By Kevin Wilson
CMI staff writer
After nearly nine years, Great Lakes Airlines is breaking up with Clovis and its municipal airport.
The airline filed a termination notice Tuesday to end its federally-subsidized flights between Clovis and Denver International Airport, with a stop at Santa Fe.
Under terms of Essential Air Service, Great Lakes is required to provide service to Clovis until a new carrier is in place. Airport Director Gene Bieker said the Department of Transportation plans to put Clovis passenger service out to bid next week, and it’s assumed most bids won’t come in until the conclusion of the holiday season.
The termination will be discussed in a special Civil Aviation Board meeting 5:15 p.m. Tuesday at the airport, where members will presumably work again towards service to Dallas Fort Worth International Airport — something even Great Lakes admits would be better for Clovis.
“We’d like to see an eastbound flight,” said City Commissioner and aviation board member Chris Bryant. “If we ever get that chance, I think whoever picked up that route would find out it’s beneficial to the airlines. I think the base would use it quite a bit more and the community would use it.”
The Cheyenne, Wyo.-based airline first worked with Clovis in April 2005 with flights to and from Albuquerque Sunport, and operated under that agreement until it decided to move operations to Denver last year.

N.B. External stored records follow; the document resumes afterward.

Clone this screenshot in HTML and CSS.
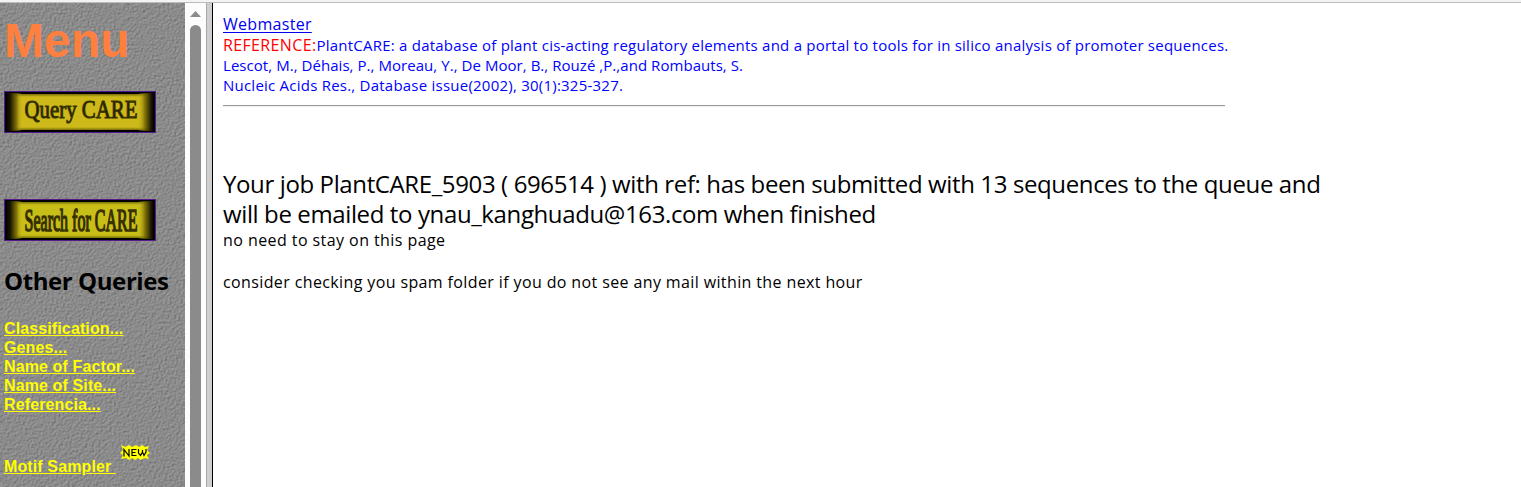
FILE: index.html
```html
<!DOCTYPE html>
<html lang="en">
<head>
<meta charset="utf-8">
<title>PlantCARE</title>
<link rel="stylesheet" href="styles.css">
</head>
<body>
<div class="topbar"></div>
<div class="frames">
  <nav class="sidebar">
    <svg class="texture" width="185" height="484" aria-hidden="true">
      <filter id="stone" x="0" y="0" width="100%" height="100%" color-interpolation-filters="sRGB">
        <feTurbulence type="fractalNoise" baseFrequency="0.45" numOctaves="2" seed="8" result="n"/>
        <feDiffuseLighting in="n" surfaceScale="1.2" diffuseConstant="0.78" lighting-color="#ffffff">
          <feDistantLight azimuth="225" elevation="45"/>
        </feDiffuseLighting>
      </filter>
      <rect width="185" height="484" fill="#8b8b8b"/>
      <rect width="185" height="484" filter="url(#stone)" opacity=".34"/>
    </svg>
    <div class="menu">
      <h1 class="title">Menu</h1>
      <a class="plate" href="#">
        <svg width="152" height="42" viewBox="0 0 152 42">
          <defs>
            <linearGradient id="gx">
              <stop offset="0" stop-color="#000"/><stop offset=".03" stop-color="#1c1800"/><stop offset=".07" stop-color="#685b04" stop-opacity=".8"/><stop offset=".11" stop-color="#cdb91a" stop-opacity="0"/>
              <stop offset=".89" stop-color="#cdb91a" stop-opacity="0"/><stop offset=".94" stop-color="#685b04" stop-opacity=".8"/><stop offset=".98" stop-color="#1c1800"/><stop offset="1" stop-color="#000"/>
            </linearGradient>
            <linearGradient id="gy" x2="0" y2="1">
              <stop offset="0" stop-color="#7a6c08"/><stop offset=".08" stop-color="#cdb91a"/><stop offset=".92" stop-color="#cdb91a"/><stop offset="1" stop-color="#7a6c08"/>
            </linearGradient>
            <linearGradient id="gy2" x2="0" y2="1">
              <stop offset="0" stop-color="#7a7008"/><stop offset=".08" stop-color="#c8be18"/><stop offset=".92" stop-color="#c8be18"/><stop offset="1" stop-color="#7a7008"/>
            </linearGradient>
          </defs>
          <rect width="152" height="42" fill="#551a8b"/>
          <rect x="1" y="1" width="150" height="40" fill="#000"/>
          <rect x="3" y="3" width="146" height="36" fill="url(#gy)"/>
          <rect x="2" y="2" width="148" height="38" fill="url(#gx)"/>
          <text class="plate-text" transform="translate(20.5 26.500) scale(1 1.14)" font-size="22" textLength="113" lengthAdjust="spacingAndGlyphs">Query CARE</text>
        </svg>
      </a>
      <a class="plate second" href="#">
        <svg width="152" height="42" viewBox="0 0 152 42">
          <rect width="152" height="42" fill="#551a8b"/>
          <rect x="1" y="1" width="150" height="40" fill="#000"/>
          <rect x="3" y="3" width="146" height="36" fill="url(#gy2)"/>
          <rect x="2" y="2" width="148" height="38" fill="url(#gx)"/>
          <text class="plate-text" transform="translate(20.5 31.500) scale(1 1.88)" font-size="17" textLength="113" lengthAdjust="spacingAndGlyphs">Search for CARE</text>
        </svg>
      </a>
      <h2 class="subtitle">Other Queries</h2>
      <div class="links">
        <a href="#">Classification...</a>
        <a href="#">Genes...</a>
        <a href="#">Name of Factor...</a>
        <a href="#">Name of Site...</a>
        <a href="#">Referencia...</a>
      </div>
      <div class="sampler">
        <a href="#">Motif Sampler&nbsp;</a>
        <svg class="new" width="30" height="16" viewBox="0 0 30 16">
          <path d="M1 0L5 2 9 0 12 2 16 0 19 2 22 0 25 2 29 1 27 5 30 8 27 10 29 14 24 13 21 15 18 13 15 15 12 13 9 15 6 13 1 14 3 10 0 8 3 5Z" fill="#ff0"/>
          <path d="M4 11.500V4.500L9 11V4M16.500 4.500H12V10.500H16.500M12 7.500H15.500M18.500 4V8L20.500 10.500 22.500 7V5V7L24 10.500 26 7V4" fill="none" stroke="#000" stroke-width="1.200"/>
        </svg>
      </div>
    </div>
  </nav>
  <div class="scrollbar"><div class="arrow"></div><div class="thumb"></div></div>
  <div class="divider"></div>
  <main class="main">
    <div class="webmaster"><a href="#">Webmaster</a></div>
    <div class="reference">
      <p><span class="red">REFERENCE:</span><span class="r1">PlantCARE: a database of plant cis-acting regulatory elements and a portal to tools for in silico analysis of promoter sequences.</span></p>
      <p class="r2">Lescot, M., Déhais, P., Moreau, Y., De Moor, B., Rouzé ,P.,and Rombauts, S.</p>
      <p class="r3">Nucleic Acids Res., Database issue(2002), 30(1):325-327.</p>
    </div>
    <div class="rule"></div>
    <div class="job">
      <p class="j1">Your job PlantCARE_5903 ( 696514 ) with ref: has been submitted with 13 sequences to the queue and</p>
      <p class="j2">will be emailed to ynau_kanghuadu@163.com when finished</p>
    </div>
    <p class="note n1">no need to stay on this page</p>
    <p class="note n2">consider checking you spam folder if you do not see any mail within the next hour</p>
  </main>
</div>
</body>
</html>
```
FILE: styles.css
```css
* { box-sizing: border-box; }
body { margin: 0; height: 487px; overflow: hidden; background: #fff; font-family: "Open Sans", "Noto Sans", sans-serif; color: #000; }
h1, h2, p { margin: 0; font-weight: normal; }
.topbar { height: 3px; background: #f3f3f3; border-bottom: 1px solid #bcbcbc; }
.frames { display: flex; height: 484px; }
.sidebar { position: relative; width: 185px; flex: none; overflow: hidden; background: #8b8b8b; }
.texture { position: absolute; left: 0; top: 0; }
.menu { position: relative; padding-left: 4px; }
.title { font: bold 48px/55px "Liberation Sans", sans-serif; color: #ff7f3f; padding-top: 10px; height: 88px; letter-spacing: .1px; }
.plate { display: block; height: 42px; }
.plate svg { display: block; }
.plate-text { font-family: "Liberation Serif", serif; fill: #1f1b00; stroke: #3a3400; stroke-width: .9px; }
.second { margin-top: 66px; }
.subtitle { margin-top: 23px; height: 55px; font-size: 24px; line-height: 34px; font-weight: bold; white-space: nowrap; letter-spacing: -.42px; }
.links { display: flex; flex-direction: column; align-items: flex-start; }
.links a, .sampler a { font: bold 16px/19px "Liberation Sans", sans-serif; color: #ff0; text-decoration: underline; white-space: nowrap; letter-spacing: .12px; }
.sampler { display: flex; align-items: flex-start; margin-top: 27px; }
.sampler a { margin-top: 16px; }
.new { margin: 4px 0 0 4px; }
.scrollbar { width: 21px; flex: none; overflow: hidden; background: #fcfcfc; padding: 7px 0 0 5px; }
.arrow { width: 11px; height: 6px; margin-top: 1px; background: #8b8b8b; clip-path: polygon(50% 0, 100% 100%, 0 100%); }
.thumb { margin-top: 8px; width: 11px; height: 490px; border-radius: 6px; background: #8b8b8b; }
.divider { width: 7px; flex: none; background: #cecece; border-left: 1px solid #a8a8a8; border-right: 1px solid #000; }
.main { padding: 11px 0 0 10px; white-space: nowrap; }
.webmaster { font-size: 16px; line-height: 21px; height: 21px; letter-spacing: .3px; }
.webmaster a { color: #0000ee; text-underline-offset: 2px; }
.reference { font-size: 15px; line-height: 20px; color: #00f; }
.reference p { height: 20px; }
.red { color: #f00; font-size: 16px; letter-spacing: .36px; }
.r1 { letter-spacing: .228px; }
.r2 { letter-spacing: .05px; }
.r3 { letter-spacing: .23px; }
.rule { margin-top: 10px; width: 1002px; height: 2px; border-top: 1px solid #999; border-bottom: 1px solid #eee; }
.job { margin-top: 62px; height: 61px; font-size: 24px; line-height: 30px; letter-spacing: -.38px; }
.note { font-size: 16px; line-height: 21px; }
.n1 { letter-spacing: .43px; }
.n2 { margin-top: 21px; letter-spacing: .38px; }
```
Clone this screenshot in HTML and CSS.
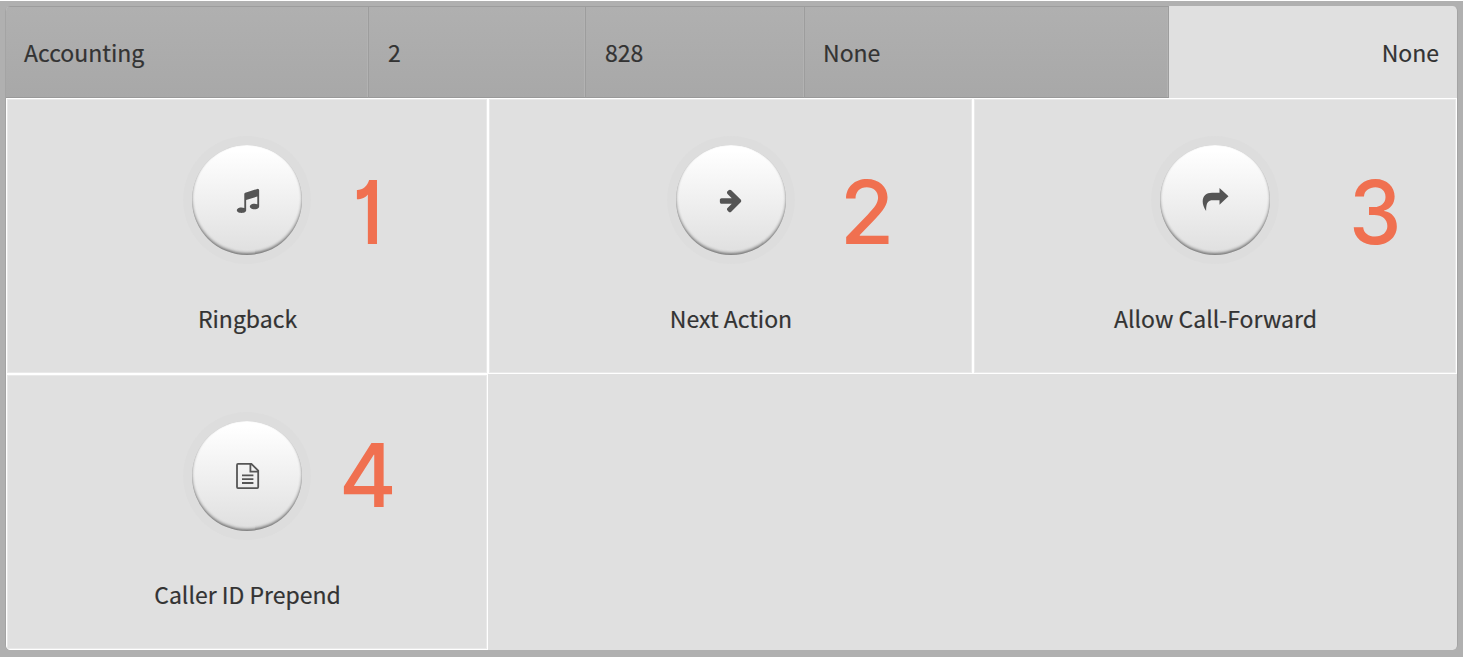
FILE: index.html
```html
<!DOCTYPE html>
<html lang="en">

<head>
    <meta charset="UTF-8">
    <meta name="viewport" content="width=device-width, initial-scale=1.0">
    <title>Groups</title>

    <link rel="stylesheet" href="styles.css">
</head>

<body>
    <main class="frame">
        <section class="panel">
            <header class="row">
                <div class="col col-name">Accounting</div>
                <div class="col col-members">2</div>
                <div class="col col-extension">828</div>
                <div class="col col-numbers">None</div>
                <div class="col-features">None</div>
            </header>

            <div class="features">
                <div class="feature">
                    <div class="halo">
                        <button class="circle" aria-label="Ringback">
                            <svg class="icon" viewBox="0 0 1792 1792">
                                <path d="M1664 224v1120q0 50-34 89t-86 60.5-103.5 32-96.5 10.5-96.5-10.5-103.5-32-86-60.5-34-89 34-89 86-60.5 103.5-32 96.5-10.5q105 0 192 39v-537l-768 237v709q0 50-34 89t-86 60.5-103.5 32-96.5 10.5-96.5-10.5-103.5-32-86-60.5-34-89 34-89 86-60.5 103.5-32 96.5-10.5q105 0 192 39v-967q0-31 19-56.5t49-35.5l832-256q12-4 28-4 40 0 68 28t28 68z"/>
                            </svg>
                        </button>
                    </div>
                    <div class="label">Ringback</div>
                    <span class="step step-1">1</span>
                </div>

                <div class="feature">
                    <div class="halo">
                        <button class="circle" aria-label="Next Action">
                            <svg class="icon" viewBox="0 0 1792 1792">
                                <path d="M1600 960q0 54-37 91l-651 651q-39 37-91 37-51 0-90-37l-75-75q-38-38-38-91t38-91l293-293h-704q-52 0-84.5-37.5t-32.5-90.5v-128q0-53 32.5-90.5t84.5-37.5h704l-293-294q-38-36-38-90t38-90l75-75q38-38 90-38 53 0 91 38l651 651q37 35 37 90z"/>
                            </svg>
                        </button>
                    </div>
                    <div class="label">Next Action</div>
                    <span class="step step-2">2</span>
                </div>

                <div class="feature">
                    <div class="halo">
                        <button class="circle" aria-label="Allow Call-Forward">
                            <svg class="icon" viewBox="0 0 26 26">
                                <path d="M16.5 1L25.5 9.3L16.5 17.7V13.3H10C5 13.3 3.2 15.5 3.1 24C.8 20.5 -.3 17.5 -.3 14.5C-.3 8.5 3.2 5.7 9 5.7H16.5Z"/>
                            </svg>
                        </button>
                    </div>
                    <div class="label">Allow Call-Forward</div>
                    <span class="step step-3">3</span>
                </div>

                <div class="feature">
                    <div class="halo">
                        <button class="circle" aria-label="Caller ID Prepend">
                            <svg class="icon icon-line" viewBox="0 0 26 26">
                                <path d="M3 .9H16.4L23.2 7.7V24.1Q23.2 25.1 22.2 25.1H3Q2 25.1 2 24.1V1.9Q2 .9 3 .9ZM15.4 .9V8.7H23.2M7 12.4H18.4M7 16.2H18.4M7 20H18.4"/>
                            </svg>
                        </button>
                    </div>
                    <div class="label">Caller ID Prepend</div>
                    <span class="step step-4">4</span>
                </div>
            </div>
        </section>
    </main>
</body>

</html>
```
FILE: styles.css
```css
* {
    box-sizing: border-box;
}

body {
    margin: 0;
    padding-top: 1px;
    background-color: #fff;
    color: #333;
    font-family: "Noto Sans CJK SC", sans-serif;
    font-size: 23px;
    line-height: 36px;
    -webkit-text-stroke: 0.2px #333;
}

.frame {
    width: 1463px;
    height: 656px;
    padding: 5px 5px 7px 5px;
    background-color: #b0b0b0;
}

.panel {
    height: 644px;
    background-color: #e0e0e0;
    border-left: 1px solid #a4a4a4;
    border-right: 1px solid #a4a4a4;
    border-radius: 5px;
    overflow: hidden;
}

.row {
    display: flex;
    height: 92px;
}

.col {
    display: flex;
    align-items: center;
    padding: 0 18px;
    background: linear-gradient(#b0b0b0, #a8a8a8);
    border-top: 1px solid #9d9d9d;
    border-bottom: 1px solid #999;
    border-right: 1px solid #9d9d9d;
    box-shadow: inset -1px 0 #b2b2b2;
}

.col-name {
    width: 363px;
}

.col-members {
    width: 217px;
    padding-left: 19px;
}

.col-extension {
    width: 219px;
    padding-left: 19px;
}

.col-numbers {
    width: 364px;
}

.col-features {
    flex: 1;
    display: flex;
    align-items: center;
    justify-content: flex-end;
    padding-right: 18px;
}

.features {
    display: grid;
    grid-template-columns: 482px 485px 484px;
    grid-template-rows: 276px 276px;
}

.feature {
    position: relative;
    display: flex;
    flex-direction: column;
    align-items: center;
    padding-top: 37px;
    border: 1px solid #fff;
    box-shadow: inset 0 0 0 1px #e9e9e9;
}

.halo {
    padding: 9px;
    border-radius: 50%;
    background-color: #dddddd;
}

.circle {
    display: flex;
    align-items: center;
    justify-content: center;
    width: 110px;
    height: 110px;
    padding: 0 0 0 1px;
    border: none;
    border-radius: 50%;
    background: linear-gradient(#fff 5%, #dfdfdf);
    box-shadow: inset 0 -2px 3px rgba(0, 0, 0, 0.45), inset 0 0 1px rgba(0, 0, 0, 0.15);
}

.icon {
    width: 26px;
    height: 26px;
    fill: #555;
    overflow: visible;
}

.icon-line {
    fill: none;
    stroke: #555;
    stroke-width: 1.8;
}

.label {
    margin-top: 36px;
    padding-left: 1px;
}

/* step numbers drawn over the cells */
.step {
    position: absolute;
    color: #f07050;
    font-family: Inter, sans-serif;
    font-size: 88px;
    font-weight: 500;
    line-height: 88px;
    font-feature-settings: "cv01";
    -webkit-text-stroke: 0;
    transform-origin: left;
}

.step-1 {
    left: 346px;
    top: 69px;
    transform: scaleX(0.8);
    font-weight: 600;
}

.step-2 {
    left: 351px;
    top: 69px;
}

.step-3 {
    left: 375px;
    top: 69px;
    transform: scaleX(0.95);
}

.step-4 {
    left: 332px;
    top: 56px;
}
```
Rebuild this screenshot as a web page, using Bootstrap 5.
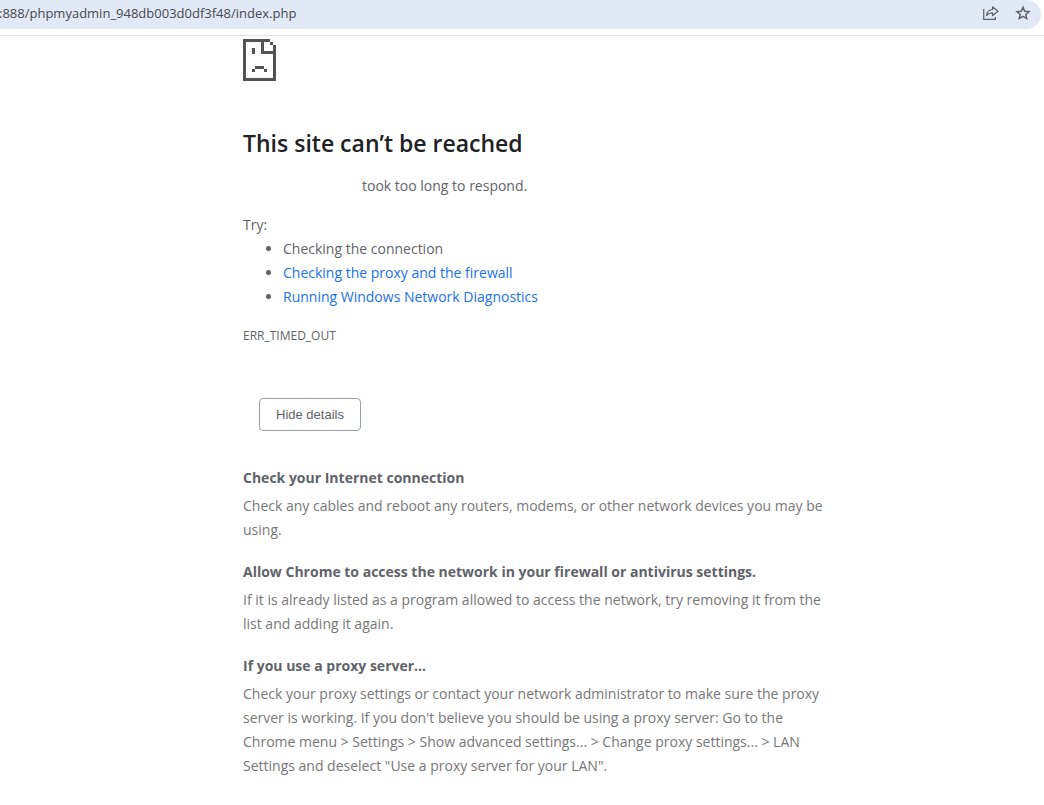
<!DOCTYPE html>
<html lang="en">
<head>
<meta charset="utf-8">
<meta name="viewport" content="width=device-width, initial-scale=1">
<title>This site can’t be reached</title>
<link rel="stylesheet" href="https://cdn.jsdelivr.net/npm/bootstrap@5.3.0/dist/css/bootstrap.min.css">
<style>
  body { font-family: "Open Sans", "Noto Sans", sans-serif; font-size: 14px; line-height: 24px; color: #5f6368; }
  .toolbar { height: 36px; border-bottom: 1px solid #dfe1e5; }
  .omnibox { height: 29px; background: #e1e8f6; border-radius: 0 15px 15px 0; margin-right: 3px; padding: 0 10px 3px 0; }
  .omnibox input { background: transparent; color: #474a4f; font-size: 13px; line-height: 20px; text-indent: -1px; outline: 0; }
  .tool { color: #5f6368; line-height: 0; }
  .page-shell { padding-left: 42px; }
  .error-page { max-width: 600px; padding-top: 3px; }
  .sad-page { display: block; margin-bottom: 48px; }
  h1 { font-size: 23px; line-height: 29px; font-weight: 600; color: #202124; margin-bottom: 16px; }
  .host { display: inline-block; width: 119px; }
  .summary, .tips { margin-bottom: 15px; }
  .tips { padding-left: 40px; }
  .tips a { color: #1a73e8; }
  .error-code { font-size: 12px; }
  .details-btn { --bs-btn-color: #5f6368; --bs-btn-border-color: #9aa0a6; --bs-btn-border-radius: 4px; --bs-btn-font-size: 13px; --bs-btn-line-height: 15px; --bs-btn-padding-y: 8px; --bs-btn-padding-x: 16px; font-family: "Liberation Sans", sans-serif; margin: 50px 0 35px 16px; }
  .details { padding-right: 8px; }
  .details h2 { font-size: 14px; line-height: 24px; font-weight: 700; margin-bottom: 4px; }
  .details p { color: #777; margin-bottom: 18px; }
</style>
</head>
<body>
<header class="toolbar">
  <div class="omnibox d-flex align-items-center">
    <input class="flex-grow-1 border-0 p-0" type="text" aria-label="Address" value=":888/phpmyadmin_948db003d0df3f48/index.php">
    <button class="tool btn border-0 p-0 me-3" type="button" aria-label="Share this page">
      <svg width="16" height="16" viewBox="0 0 16 16" fill="none" stroke="currentColor" stroke-width="1.2"><path d="M.7 4v10.4h11.6V12"/><path d="M3.5 10.5C4 6.800 6.300 4.800 9.500 4.500V1.800L15 6.200l-5.500 4.300V7.900C6.800 7.900 5 8.700 3.500 10.500z" stroke-linejoin="round"/></svg>
    </button>
    <button class="tool btn border-0 p-0" type="button" aria-label="Bookmark this page">
      <svg width="16" height="16" viewBox="0 0 16 16" fill="none" stroke="currentColor" stroke-width="1.500"><path d="M8 2.200l1.700 4 4.300.4-3.200 2.800.9 4.200L8 11.400l-3.700 2.200.9-4.200L2 6.600l4.300-.4z"/></svg>
    </button>
  </div>
</header>
<div class="page-shell">
  <main class="error-page mx-auto">
    <svg class="sad-page" width="33" height="42" viewBox="0 0 11 14" fill="#535353" shape-rendering="crispEdges" aria-hidden="true"><path d="M0 0h9v1H7v3h3V2h1v12H0zM1 1v12h9V5H6V1zM9 1h1v1H9zM3 3h1v2H3zM4 9h3v1H4zM3 10h1v1H3zM7 10h1v1H7z" fill-rule="evenodd"/></svg>
    <h1>This site can’t be reached</h1>
    <p class="summary"><span class="host"></span>took too long to respond.</p>
    <p class="mb-0">Try:</p>
    <ul class="tips">
      <li>Checking the connection</li>
      <li><a class="text-decoration-none" href="#proxy">Checking the proxy and the firewall</a></li>
      <li><a class="text-decoration-none" href="#diagnostics">Running Windows Network Diagnostics</a></li>
    </ul>
    <p class="error-code mb-0">ERR_TIMED_OUT</p>
    <button class="btn details-btn" type="button">Hide details</button>
    <section class="details">
      <h2>Check your Internet connection</h2>
      <p>Check any cables and reboot any routers, modems, or other network devices you may be using.</p>
      <h2>Allow Chrome to access the network in your firewall or antivirus settings.</h2>
      <p>If it is already listed as a program allowed to access the network, try removing it from the list and adding it again.</p>
      <h2 id="proxy">If you use a proxy server...</h2>
      <p>Check your proxy settings or contact your network administrator to make sure the proxy server is working. If you don't believe you should be using a proxy server: Go to the Chrome menu &gt; Settings &gt; Show advanced settings... &gt; Change proxy settings... &gt; LAN Settings and deselect "Use a proxy server for your LAN".</p>
    </section>
  </main>
</div>
<script src="https://cdn.jsdelivr.net/npm/bootstrap@5.3.0/dist/js/bootstrap.bundle.min.js"></script>
</body>
</html>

There are less than four passengers per flight on the two daily one-stop flights, one of a few issues noted by Great Lakes Vice President and Chief Financial Officer Michael Matthews in the termination notice. He added that Great Lakes’ decision to stop in Santa Fe to allow for security screening and provide an opportunity to gain additional passengers to and from Denver has contributed to an underperforming product.
Bieker said the termination notice wasn’t shocking.
“Great Lakes had called and said they were looking at the numbers because they were so low,” Bieker said. “To me, that’s usually an indication that something is coming.”
Bieker didn’t have exact passenger numbers Thursday, but said passenger increases were around 7 to 10 percent over the last few months. That moved Clovis from around 3.1 passengers per flight to 3.5 passengers per flight, and, “Great Lakes would like to see 40 to 50 percent (increases).”
Great Lakes provides EAS service to Silver City using a hub in Phoenix, but doesn’t believe Clovis customers are interested in that option.
“It has become clear that it is in the community’s and the carrier’s mutual best interest for the DOT to solicit new requests for proposals to provide Essential Air Service at Clovis,” Matthews wrote. “Great Lakes shares the belief of the community that air service to the Dallas/Fort Worth hub would most likely provide the best air service opportunity for the Clovis community. Great Lakes does not operate a Dallas/Fort Worth hub. Therefore, Great Lakes believes that a request for proposals, emphasizing service to the Dallas/Fort Worth hub, should be solicited to facilitate the desires of the community.”
Right now, Bieker said, that is easier said than done.
“Dallas is the community’s preference, from everything I’ve got,” Bieker said. “The problem is that DOT does the bid, and the way EAS reads (service is) to a hub. Amarillo, Albuquerque and Denver are hubs. Who knows what these airlines will come in with if they decide to bid?”
Bieker does not think Clovis has the financial ability to pass up the federally-subsidized program, and will likely need to show better numbers with a new carrier before a carrier takes on Clovis-Dallas service.
“You’ve got a major airport that costs airlines a lot of money to get a gate” Bieker said. Economically, would it be worth their while to pay whatever it is per gate (for Clovis)?”
Bryant said community members weren’t happy when flights to Albuquerque were discontinued. He doesn’t think a return to Albuquerque is preferable to Dallas service, but didn’t feel it would be a step backward if Clovis received service again to Albuquerque.
“It may be something that would work,” Bryant said. “It’s hard to say at this point. First off, we’ve got to see what carriers offer.”